The Village faced a lawsuit and appeals brought by IJ Construction Of Ithaca, LLC in opposition to a similar controversial zoning change on a property on Bomax Road that would allow a 140 rental townhouse project to be built in proximity to their neighborhoods including Heights Of Lansing on and around Nor Way. The complaint charged that the Village did not properly follow municipal procedures in changing the zoning, and even prompted owner Lisa Bonniwell to challenge Hartill in the last mayoral election. The Village prevailed in court, but Hartill said the lawsuits were expensive, and said he wants to make sure that the process on this new proposal is above reproach so it could stand up in court if a lawsuit results from any decision the Board of Trustees makes.
The last time the Beers addressed the Village Trustees they were rebuffed when they asked for guidance in a successful Planning Development Area (PDA) application, with Village Attorney William Troy telling them that developers are expected to be familiar with Village law before applying for a PDA. This time they had read the ordinances, and adjusted their plan to address concerns that had been raised by neighbors and village officials.
"Our concept for cluster housing is close-knit neighborhoods, and providing lots of green space -- trees, shrubbery, gardens, and so on," sad Steven Beer. "The structures that we build would be built with green intentions, as far as the nature of their construction. In contrast to the meeting that we had before, we followed as well as we can, Chapter 145, appendix A2 that give very specific instructions on how to apply for a PDA."
The Beers came back with an amended plan that reduced the curb cuts to one outlet on Craft Road, combined the first two pocket neighborhoods planned for a first phase of construction, and proposed buffer foliage between their development and the residences on Millcroft Way. In an effort to appease traffic concerns raised by the Millcroft neighbors they proposed that a new road connecting to Millcroft Way would be closed to all traffic except emergency vehicles.
Neighbors said that the proposed density of the pocket neighborhoods violates the current zoning, and challenged the need for changing the zoning as it stands.
"This notion that it's dramatically increasing the density... no," said David Beer. "The units would be closer together, and in order for this pocket neighborhood configuration to work they have to be closer together. But the overall density on the 41 acre site is not dramatically different from what's allowed as it exists."

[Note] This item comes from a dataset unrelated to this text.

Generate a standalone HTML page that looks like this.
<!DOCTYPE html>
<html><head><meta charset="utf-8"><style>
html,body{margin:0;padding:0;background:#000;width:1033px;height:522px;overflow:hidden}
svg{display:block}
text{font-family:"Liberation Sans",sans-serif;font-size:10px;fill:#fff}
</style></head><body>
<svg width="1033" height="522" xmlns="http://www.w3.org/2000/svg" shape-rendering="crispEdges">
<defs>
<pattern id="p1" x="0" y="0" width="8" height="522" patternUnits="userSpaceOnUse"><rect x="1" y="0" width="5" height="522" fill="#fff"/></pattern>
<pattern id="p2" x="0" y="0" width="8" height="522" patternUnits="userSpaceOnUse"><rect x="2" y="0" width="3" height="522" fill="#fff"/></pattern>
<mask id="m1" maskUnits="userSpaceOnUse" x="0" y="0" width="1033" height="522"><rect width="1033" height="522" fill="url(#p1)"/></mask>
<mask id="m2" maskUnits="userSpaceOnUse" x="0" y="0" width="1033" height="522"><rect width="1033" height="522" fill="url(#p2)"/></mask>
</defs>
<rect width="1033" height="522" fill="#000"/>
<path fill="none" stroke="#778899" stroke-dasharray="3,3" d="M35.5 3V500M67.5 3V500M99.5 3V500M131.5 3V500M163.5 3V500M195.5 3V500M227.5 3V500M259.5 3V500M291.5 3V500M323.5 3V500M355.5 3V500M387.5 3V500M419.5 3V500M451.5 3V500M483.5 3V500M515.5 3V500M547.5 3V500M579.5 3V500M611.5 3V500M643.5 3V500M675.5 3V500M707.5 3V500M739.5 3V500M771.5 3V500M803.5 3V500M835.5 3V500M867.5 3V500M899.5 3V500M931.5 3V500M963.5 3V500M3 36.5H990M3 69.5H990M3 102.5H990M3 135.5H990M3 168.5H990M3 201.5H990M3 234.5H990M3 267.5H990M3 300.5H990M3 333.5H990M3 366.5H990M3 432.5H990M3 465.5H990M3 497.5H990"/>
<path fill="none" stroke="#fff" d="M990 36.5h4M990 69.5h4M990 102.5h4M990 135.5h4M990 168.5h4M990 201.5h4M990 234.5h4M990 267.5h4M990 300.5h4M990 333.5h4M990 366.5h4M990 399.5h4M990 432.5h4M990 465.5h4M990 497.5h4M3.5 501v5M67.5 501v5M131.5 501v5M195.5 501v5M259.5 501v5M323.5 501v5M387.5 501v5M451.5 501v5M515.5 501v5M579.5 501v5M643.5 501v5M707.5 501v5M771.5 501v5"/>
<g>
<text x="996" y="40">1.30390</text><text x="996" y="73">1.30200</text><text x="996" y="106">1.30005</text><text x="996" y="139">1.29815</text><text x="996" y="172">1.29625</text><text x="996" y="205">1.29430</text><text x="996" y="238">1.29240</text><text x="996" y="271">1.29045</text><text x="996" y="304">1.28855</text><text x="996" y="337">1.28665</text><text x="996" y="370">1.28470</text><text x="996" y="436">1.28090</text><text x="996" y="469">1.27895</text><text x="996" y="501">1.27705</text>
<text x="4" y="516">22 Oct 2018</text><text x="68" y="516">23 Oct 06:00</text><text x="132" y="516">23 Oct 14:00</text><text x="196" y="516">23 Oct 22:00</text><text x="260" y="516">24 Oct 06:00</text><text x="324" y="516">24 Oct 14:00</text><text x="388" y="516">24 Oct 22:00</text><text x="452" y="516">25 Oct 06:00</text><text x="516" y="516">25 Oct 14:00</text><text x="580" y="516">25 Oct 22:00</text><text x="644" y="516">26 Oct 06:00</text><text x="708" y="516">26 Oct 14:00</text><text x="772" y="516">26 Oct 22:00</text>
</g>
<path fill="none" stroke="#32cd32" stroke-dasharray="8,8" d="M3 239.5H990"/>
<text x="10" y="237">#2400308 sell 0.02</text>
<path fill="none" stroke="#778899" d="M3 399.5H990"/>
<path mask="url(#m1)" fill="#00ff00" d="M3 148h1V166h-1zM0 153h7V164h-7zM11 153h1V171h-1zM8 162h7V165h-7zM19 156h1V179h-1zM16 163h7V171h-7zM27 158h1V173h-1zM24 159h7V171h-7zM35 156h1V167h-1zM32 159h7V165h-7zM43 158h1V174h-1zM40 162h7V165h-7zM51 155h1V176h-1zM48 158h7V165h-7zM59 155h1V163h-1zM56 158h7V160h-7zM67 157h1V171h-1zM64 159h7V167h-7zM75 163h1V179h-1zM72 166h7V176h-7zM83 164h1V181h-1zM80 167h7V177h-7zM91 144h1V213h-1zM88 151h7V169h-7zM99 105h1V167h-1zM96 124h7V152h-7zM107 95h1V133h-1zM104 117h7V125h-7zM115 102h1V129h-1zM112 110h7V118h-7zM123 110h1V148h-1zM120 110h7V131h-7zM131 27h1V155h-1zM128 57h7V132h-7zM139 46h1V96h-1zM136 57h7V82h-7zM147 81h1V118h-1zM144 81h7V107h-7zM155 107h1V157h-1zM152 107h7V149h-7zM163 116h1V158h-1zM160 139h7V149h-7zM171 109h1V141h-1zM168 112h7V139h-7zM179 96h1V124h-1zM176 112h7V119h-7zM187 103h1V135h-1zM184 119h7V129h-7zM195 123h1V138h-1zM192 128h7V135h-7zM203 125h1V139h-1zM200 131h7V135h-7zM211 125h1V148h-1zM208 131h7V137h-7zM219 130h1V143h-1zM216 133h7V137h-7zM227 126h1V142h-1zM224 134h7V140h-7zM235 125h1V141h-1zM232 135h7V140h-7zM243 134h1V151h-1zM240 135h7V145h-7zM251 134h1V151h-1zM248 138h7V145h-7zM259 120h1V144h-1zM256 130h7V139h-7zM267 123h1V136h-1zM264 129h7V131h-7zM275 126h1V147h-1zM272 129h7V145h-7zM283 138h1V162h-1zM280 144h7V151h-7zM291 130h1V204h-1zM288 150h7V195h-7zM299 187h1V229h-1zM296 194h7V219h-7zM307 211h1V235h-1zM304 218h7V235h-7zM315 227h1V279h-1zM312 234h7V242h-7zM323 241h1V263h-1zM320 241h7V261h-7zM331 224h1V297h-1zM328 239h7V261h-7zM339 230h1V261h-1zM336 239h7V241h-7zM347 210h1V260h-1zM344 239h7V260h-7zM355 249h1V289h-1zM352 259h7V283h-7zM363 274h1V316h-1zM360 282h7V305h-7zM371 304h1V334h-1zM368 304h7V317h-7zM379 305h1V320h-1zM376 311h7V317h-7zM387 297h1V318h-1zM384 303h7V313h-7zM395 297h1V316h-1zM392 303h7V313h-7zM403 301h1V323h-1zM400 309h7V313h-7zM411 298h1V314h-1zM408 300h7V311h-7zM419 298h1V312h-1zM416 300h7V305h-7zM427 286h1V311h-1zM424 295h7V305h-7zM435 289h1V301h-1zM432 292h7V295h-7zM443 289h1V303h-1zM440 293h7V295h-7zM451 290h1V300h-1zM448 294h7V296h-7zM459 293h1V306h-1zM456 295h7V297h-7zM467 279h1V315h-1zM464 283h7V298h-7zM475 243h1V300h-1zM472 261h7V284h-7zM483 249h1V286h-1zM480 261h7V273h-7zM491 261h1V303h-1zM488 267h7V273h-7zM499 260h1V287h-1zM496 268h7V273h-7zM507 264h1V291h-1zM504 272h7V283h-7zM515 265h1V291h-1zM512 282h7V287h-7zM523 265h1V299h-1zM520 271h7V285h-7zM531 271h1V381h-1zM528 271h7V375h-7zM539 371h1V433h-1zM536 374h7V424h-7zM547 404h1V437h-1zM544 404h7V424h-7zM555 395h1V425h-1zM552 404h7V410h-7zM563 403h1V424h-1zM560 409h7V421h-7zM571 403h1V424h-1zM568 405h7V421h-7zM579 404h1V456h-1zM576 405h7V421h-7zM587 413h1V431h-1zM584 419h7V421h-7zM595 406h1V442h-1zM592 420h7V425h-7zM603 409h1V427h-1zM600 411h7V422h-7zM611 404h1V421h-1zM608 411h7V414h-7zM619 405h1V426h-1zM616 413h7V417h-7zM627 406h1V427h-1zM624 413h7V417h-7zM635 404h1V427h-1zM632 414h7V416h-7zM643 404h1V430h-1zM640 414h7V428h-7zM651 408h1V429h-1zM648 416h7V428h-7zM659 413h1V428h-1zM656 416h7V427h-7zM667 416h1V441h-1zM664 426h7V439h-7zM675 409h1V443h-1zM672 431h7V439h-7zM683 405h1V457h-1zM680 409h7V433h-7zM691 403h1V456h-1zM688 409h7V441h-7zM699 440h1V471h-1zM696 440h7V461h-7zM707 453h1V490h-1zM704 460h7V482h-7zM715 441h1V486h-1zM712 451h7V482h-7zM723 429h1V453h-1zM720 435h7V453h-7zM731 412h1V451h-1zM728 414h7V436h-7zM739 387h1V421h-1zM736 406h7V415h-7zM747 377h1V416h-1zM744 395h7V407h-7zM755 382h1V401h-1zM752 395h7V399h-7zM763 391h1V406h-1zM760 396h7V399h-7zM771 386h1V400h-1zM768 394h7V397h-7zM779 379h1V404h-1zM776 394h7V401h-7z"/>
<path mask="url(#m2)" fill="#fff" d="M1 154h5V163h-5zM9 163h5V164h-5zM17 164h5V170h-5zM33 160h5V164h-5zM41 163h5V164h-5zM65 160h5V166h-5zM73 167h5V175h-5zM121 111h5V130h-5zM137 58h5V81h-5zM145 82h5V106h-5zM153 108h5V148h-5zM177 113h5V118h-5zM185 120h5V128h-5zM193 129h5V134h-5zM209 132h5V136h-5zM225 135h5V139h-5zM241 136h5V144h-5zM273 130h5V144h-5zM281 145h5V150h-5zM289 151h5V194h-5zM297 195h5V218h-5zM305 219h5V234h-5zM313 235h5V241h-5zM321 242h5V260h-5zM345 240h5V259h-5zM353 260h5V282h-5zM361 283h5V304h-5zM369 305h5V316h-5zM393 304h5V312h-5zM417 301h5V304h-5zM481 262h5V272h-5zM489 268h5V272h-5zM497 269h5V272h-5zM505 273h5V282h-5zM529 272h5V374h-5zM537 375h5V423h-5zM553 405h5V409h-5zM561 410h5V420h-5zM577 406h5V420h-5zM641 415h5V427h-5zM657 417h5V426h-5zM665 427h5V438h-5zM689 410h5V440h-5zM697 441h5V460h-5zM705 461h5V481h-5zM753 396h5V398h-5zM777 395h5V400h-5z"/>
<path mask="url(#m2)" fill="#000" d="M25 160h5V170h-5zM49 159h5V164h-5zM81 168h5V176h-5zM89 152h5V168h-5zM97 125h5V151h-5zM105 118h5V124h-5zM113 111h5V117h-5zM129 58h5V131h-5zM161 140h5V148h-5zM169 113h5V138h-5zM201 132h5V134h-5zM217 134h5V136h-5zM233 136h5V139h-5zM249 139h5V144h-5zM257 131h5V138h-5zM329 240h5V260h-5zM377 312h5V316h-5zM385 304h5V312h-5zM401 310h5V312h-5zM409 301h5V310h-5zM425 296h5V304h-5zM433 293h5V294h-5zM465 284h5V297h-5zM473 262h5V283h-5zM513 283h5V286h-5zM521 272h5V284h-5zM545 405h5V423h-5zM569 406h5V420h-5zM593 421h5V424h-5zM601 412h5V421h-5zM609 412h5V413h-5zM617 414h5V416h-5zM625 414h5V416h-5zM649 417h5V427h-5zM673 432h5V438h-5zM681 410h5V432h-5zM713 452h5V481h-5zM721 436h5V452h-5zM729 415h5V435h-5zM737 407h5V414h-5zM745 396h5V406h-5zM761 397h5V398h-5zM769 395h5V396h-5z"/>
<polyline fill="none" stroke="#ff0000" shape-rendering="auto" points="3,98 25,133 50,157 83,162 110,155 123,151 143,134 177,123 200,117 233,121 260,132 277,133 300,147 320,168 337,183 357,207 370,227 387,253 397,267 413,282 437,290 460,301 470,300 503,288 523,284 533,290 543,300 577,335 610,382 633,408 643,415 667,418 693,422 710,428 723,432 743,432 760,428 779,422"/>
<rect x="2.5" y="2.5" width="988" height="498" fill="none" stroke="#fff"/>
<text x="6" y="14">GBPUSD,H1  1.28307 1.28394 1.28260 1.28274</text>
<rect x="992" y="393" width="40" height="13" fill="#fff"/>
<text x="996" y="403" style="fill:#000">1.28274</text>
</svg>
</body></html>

Steven Beer argued that the project meets several goals outlined in the comprehensive plan, including encouraging development with sidewalks and bike paths; limiting curb cuts; building smaller and more affordable houses; building for an aging population; allowing for flexibility in residential zoning; considering cluster development; among others. But one neighbor charged that the developers were 'picking and choosing' goals that meet their needs, and ignoring others that don't. Another Millcroft resident, Gustavo Flores, challenged the proposal on many levels that questioned the benefit of the project to the Village, as well as possible detriments to his neighborhood.

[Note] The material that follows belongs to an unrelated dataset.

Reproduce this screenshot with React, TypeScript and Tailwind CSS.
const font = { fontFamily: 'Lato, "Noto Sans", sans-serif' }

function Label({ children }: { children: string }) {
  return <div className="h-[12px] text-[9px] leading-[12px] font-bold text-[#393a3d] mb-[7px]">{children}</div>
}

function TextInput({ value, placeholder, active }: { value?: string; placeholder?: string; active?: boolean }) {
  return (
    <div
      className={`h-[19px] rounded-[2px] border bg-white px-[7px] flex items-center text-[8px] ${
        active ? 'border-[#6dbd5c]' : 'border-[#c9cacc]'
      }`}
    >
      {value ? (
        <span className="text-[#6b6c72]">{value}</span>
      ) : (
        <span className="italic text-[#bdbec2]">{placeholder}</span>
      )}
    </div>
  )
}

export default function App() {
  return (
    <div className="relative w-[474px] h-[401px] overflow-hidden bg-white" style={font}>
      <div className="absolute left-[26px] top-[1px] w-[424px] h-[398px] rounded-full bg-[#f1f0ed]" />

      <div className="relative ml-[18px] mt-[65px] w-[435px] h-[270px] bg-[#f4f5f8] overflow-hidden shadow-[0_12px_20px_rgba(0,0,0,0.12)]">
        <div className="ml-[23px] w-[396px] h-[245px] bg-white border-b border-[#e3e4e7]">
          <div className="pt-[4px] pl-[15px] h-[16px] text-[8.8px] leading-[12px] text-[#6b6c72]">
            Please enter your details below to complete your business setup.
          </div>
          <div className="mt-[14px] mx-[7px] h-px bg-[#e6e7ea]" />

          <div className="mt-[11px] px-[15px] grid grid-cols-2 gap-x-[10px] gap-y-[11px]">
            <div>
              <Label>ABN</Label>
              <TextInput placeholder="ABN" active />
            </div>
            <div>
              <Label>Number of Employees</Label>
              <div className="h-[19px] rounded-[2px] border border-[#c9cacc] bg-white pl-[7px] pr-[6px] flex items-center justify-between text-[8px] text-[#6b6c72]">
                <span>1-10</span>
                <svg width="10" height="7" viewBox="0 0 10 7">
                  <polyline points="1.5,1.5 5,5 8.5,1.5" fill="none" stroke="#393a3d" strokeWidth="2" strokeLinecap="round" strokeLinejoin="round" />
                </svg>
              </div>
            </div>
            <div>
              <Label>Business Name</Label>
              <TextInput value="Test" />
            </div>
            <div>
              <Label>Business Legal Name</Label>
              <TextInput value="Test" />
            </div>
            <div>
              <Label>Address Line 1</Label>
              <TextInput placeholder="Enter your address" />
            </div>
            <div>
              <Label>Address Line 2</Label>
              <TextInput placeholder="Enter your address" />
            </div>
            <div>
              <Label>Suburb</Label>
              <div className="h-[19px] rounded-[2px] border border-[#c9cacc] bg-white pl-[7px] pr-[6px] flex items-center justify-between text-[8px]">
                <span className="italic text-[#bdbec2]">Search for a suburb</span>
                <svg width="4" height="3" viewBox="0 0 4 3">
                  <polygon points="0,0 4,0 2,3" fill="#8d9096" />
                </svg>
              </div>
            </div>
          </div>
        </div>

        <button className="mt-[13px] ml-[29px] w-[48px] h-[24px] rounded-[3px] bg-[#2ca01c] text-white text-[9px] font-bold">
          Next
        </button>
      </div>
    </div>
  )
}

"We're not anti-business or anti-development by any means, but we're certainly concerned about the negative impact of this development," Flores said. "The proposal seems to develop 'pocket neighborhoods, which is a neat sounding euphemism for cramped housing, traffic congestion, and transient living. The proposal calls for not one or two, but nine of these neighborhoods. Nine neighborhoods in about 40 acres. There is a lot of wishful thinking in this proposal and the Village could very possibly end up with a white elephant right in the middle of it. So think not about the nice pictures of cottages right now... think about what this will look like ten or fifteen years from now."
Flores challenged the uniqueness of the approach in modern times, saying that the Village already has closely knit, beautiful sustainable neighborhoods with natural features, that are welcoming to pedestrians and bicycle riders. He also said that there are several senior housing developments already, including new ones that have just been built, and he is not sure that "we need to flood the market" with them.

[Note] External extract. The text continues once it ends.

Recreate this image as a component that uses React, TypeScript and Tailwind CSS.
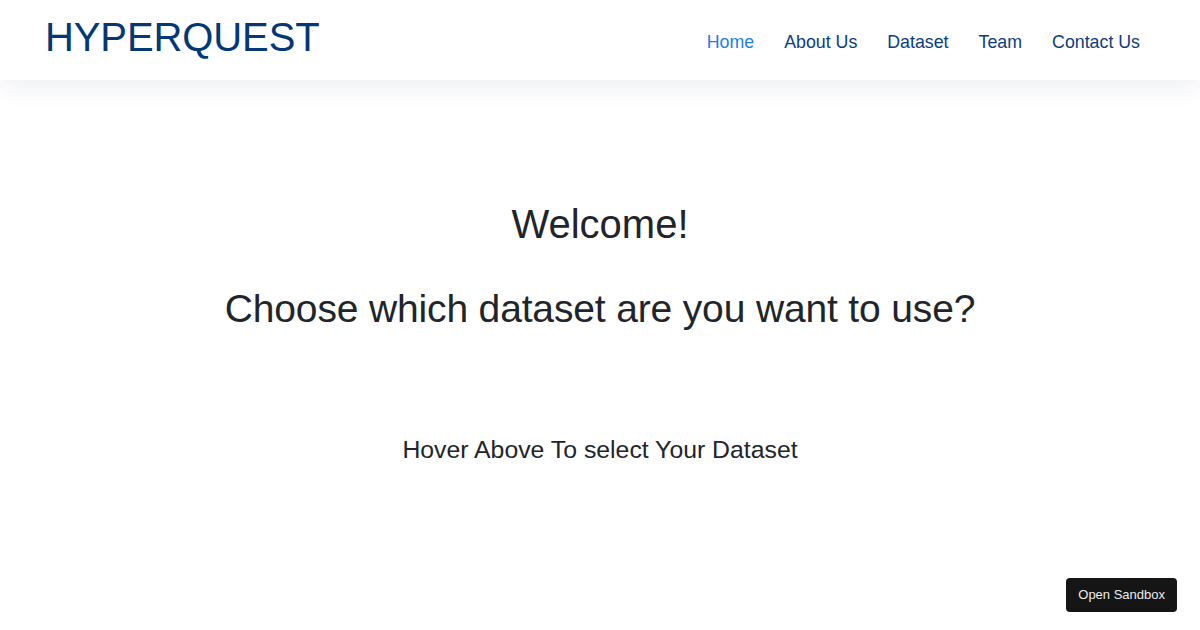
import React from "react";

export default function App() {
  const links = ["Home", "About Us", "Dataset", "Team", "Contact Us"];
  return (
    <div className="min-h-[630px] bg-white font-['Liberation_Sans',Arial,sans-serif] text-[#212529]">
      <header className="relative z-10 flex h-[80px] items-start justify-between bg-white pl-[45px] pr-[45px] shadow-[0_8px_22px_rgba(30,40,90,0.07)]">
        <div className="mt-[17px] text-[40px] leading-[40px] tracking-[-0.1px] text-[#033874]">HYPERQUEST</div>
        <nav className="mt-[29px] flex">
          {links.map((l, i) => (
            <a
              key={l}
              className={`px-[15px] text-[17.8px] leading-[27px] ${i === 0 ? "text-[#1a80ea]" : "text-[#0b3d7e]"}`}
            >
              {l}
            </a>
          ))}
        </nav>
      </header>
      <main className="flex flex-col items-center pt-[120px] text-center">
        <h1 className="text-[40px] leading-[48px]">Welcome!</h1>
        <h1 className="mt-[37px] text-[39px] leading-[48px] tracking-[-0.15px]">Choose which dataset are you want to use?</h1>
        <h4 className="mt-[102px] text-[24.8px] leading-[29px]">Hover Above To select Your Dataset</h4>
      </main>
      <button className="fixed bottom-[18px] right-[23px] h-[34px] rounded-[4px] bg-[#151515] px-[12px] text-[13px] text-[#ececec]">
        Open Sandbox
      </button>
    </div>
  );
}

"I would like to respectfully point out that the development in question does not live up to the spirit of the zoning rules that the Village has put forth," he charged. "I quote Section §145/41 -- High Density Residential (HDR) District that say the '"'The legislative intent of this section is to define and establish standard regulations for the Village where predominantly residential development is the desired land use; where high-density development is the most efficient use of land areas which are adjacent to major highways and shopping facilities and which are served by public utility systems.' Last I checked the area in question is not adjacent to a major highway or shopping facilities. In short the drastic changes proposed here represent a major drawback to the Village, its character, and its long term sustainability."
"My read so far is that it is going to be fairly difficult to come back with a positive recommendation," Hartill told the Trustees. "So I am going to ask that my colleagues on the Board of Trustees ask by a formal vote for the Planning Board look at this again."
The Trustees voted unanimously in favor of asking the Planning Board to review the benefits of the proposal to the Village from a 'planning perspective'. Planning Board members present were somewhat perplexed, asking exactly what the Trustees expected them to do.
"You've given the task to the Planning Board to come up with some ideas," noted Planning Board Chairman Mario Tomei. "I want to ask the Trustees to not forget that we're looking for some help in coming up with a decision on this."
Planning Board member Lisa Schleelein asked for clarification on what the Mayor meant by 'due diligence'.
"You guys need to look at this," Hartill replied. "Does it make any sense for the Village? Is there any benefit? It's a question the Planning Board has a different outlook on than we do in terms of our fiscal responsibilities. What we really need to do is look at a project like this from the point of view that says as much as they like to sugar coat it, it is a significant zoning change. That's the part we need to look at very carefully."